Aim of the task: Give back exactly the lines from the start of the listing to the line containing "import React from", inclusive, and nothing beyond them.
— Start of Supplied records —
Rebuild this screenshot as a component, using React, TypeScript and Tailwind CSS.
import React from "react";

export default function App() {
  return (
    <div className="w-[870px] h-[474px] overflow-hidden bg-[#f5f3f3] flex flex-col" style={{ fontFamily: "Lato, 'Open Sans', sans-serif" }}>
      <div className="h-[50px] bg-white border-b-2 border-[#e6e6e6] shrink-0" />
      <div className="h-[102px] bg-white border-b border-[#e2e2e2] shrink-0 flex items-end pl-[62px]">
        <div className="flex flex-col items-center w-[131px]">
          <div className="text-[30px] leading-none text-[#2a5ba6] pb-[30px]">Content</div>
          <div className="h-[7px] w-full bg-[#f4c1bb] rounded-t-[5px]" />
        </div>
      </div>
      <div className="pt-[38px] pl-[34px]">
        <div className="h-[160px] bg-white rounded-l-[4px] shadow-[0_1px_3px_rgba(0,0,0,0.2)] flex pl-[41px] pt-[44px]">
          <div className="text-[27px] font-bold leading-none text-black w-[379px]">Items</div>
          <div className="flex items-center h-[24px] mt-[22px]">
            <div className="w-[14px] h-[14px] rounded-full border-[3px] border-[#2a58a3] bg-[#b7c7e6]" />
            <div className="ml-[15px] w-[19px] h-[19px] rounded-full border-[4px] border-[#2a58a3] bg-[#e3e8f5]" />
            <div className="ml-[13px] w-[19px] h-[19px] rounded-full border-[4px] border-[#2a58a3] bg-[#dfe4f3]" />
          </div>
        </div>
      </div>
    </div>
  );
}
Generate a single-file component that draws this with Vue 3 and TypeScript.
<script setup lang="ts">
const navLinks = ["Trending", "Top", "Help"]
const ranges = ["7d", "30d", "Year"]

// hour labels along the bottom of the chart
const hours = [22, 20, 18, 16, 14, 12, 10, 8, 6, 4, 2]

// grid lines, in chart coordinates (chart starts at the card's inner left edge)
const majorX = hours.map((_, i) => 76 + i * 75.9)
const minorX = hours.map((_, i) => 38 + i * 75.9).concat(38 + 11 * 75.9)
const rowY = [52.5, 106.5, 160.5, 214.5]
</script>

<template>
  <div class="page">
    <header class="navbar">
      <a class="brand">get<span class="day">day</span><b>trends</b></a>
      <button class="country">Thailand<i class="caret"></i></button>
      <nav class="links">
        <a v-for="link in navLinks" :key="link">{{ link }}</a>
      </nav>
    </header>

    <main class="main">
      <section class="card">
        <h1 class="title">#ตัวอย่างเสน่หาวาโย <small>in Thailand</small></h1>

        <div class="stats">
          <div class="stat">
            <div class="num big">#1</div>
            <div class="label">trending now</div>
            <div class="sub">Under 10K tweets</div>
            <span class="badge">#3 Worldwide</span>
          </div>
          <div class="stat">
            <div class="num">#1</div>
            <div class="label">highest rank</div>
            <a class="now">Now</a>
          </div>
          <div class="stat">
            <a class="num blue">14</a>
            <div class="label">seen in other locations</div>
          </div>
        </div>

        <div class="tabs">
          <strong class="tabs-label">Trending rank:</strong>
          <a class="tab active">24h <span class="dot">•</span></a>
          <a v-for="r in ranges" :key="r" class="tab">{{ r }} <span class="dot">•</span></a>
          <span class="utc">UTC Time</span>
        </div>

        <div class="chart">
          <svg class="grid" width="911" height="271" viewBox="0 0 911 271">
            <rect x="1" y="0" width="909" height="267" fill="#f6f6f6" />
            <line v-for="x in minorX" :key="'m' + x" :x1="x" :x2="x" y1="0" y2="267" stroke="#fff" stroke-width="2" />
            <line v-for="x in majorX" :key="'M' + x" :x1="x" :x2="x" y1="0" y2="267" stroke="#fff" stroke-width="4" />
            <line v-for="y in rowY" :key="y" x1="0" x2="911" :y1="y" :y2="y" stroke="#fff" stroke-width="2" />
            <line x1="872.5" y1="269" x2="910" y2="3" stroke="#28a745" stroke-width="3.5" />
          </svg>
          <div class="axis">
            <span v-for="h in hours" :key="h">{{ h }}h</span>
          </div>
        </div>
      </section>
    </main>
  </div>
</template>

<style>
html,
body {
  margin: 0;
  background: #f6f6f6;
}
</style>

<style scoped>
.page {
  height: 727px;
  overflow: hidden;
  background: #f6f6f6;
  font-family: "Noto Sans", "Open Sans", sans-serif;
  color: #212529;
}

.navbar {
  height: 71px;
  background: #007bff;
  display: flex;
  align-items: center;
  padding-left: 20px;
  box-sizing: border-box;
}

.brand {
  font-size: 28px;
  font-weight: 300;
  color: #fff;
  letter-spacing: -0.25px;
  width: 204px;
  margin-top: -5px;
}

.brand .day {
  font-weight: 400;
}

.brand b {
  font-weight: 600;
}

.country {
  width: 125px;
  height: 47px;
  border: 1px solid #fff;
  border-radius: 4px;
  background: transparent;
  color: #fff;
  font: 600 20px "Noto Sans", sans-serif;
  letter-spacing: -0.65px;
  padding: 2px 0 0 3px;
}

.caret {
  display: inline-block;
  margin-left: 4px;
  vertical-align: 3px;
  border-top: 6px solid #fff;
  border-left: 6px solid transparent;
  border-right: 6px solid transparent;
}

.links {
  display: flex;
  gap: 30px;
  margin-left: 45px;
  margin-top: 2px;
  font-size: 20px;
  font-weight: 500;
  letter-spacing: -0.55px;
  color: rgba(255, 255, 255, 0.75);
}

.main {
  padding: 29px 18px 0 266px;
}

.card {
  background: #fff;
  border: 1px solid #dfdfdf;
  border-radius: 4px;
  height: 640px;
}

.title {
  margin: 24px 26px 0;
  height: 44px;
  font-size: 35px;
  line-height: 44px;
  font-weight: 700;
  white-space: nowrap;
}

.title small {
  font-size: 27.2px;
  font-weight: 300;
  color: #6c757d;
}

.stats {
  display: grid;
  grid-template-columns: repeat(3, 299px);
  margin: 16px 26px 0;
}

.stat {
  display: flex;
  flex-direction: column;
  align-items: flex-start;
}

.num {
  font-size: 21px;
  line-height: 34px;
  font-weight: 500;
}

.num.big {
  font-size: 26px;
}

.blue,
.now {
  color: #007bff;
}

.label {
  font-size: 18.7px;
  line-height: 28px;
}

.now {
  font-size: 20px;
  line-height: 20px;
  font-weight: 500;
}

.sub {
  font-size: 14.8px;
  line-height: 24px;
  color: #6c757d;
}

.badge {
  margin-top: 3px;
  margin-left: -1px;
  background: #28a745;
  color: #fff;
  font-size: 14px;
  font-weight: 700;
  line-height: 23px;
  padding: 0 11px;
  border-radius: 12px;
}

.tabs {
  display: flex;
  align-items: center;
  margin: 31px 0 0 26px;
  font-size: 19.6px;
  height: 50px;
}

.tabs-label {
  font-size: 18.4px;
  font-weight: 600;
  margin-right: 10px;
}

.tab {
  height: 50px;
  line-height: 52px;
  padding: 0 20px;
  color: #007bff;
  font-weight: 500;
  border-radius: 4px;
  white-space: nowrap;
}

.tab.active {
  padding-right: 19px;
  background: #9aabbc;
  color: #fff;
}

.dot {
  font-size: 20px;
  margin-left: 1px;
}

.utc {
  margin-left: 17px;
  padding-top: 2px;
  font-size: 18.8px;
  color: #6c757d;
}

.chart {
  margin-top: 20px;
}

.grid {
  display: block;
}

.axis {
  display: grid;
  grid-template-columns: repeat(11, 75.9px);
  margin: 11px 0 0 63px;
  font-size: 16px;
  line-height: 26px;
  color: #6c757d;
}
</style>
— End of Supplied records —
In response:
Rebuild this screenshot as a component, using React, TypeScript and Tailwind CSS.
import React from "react";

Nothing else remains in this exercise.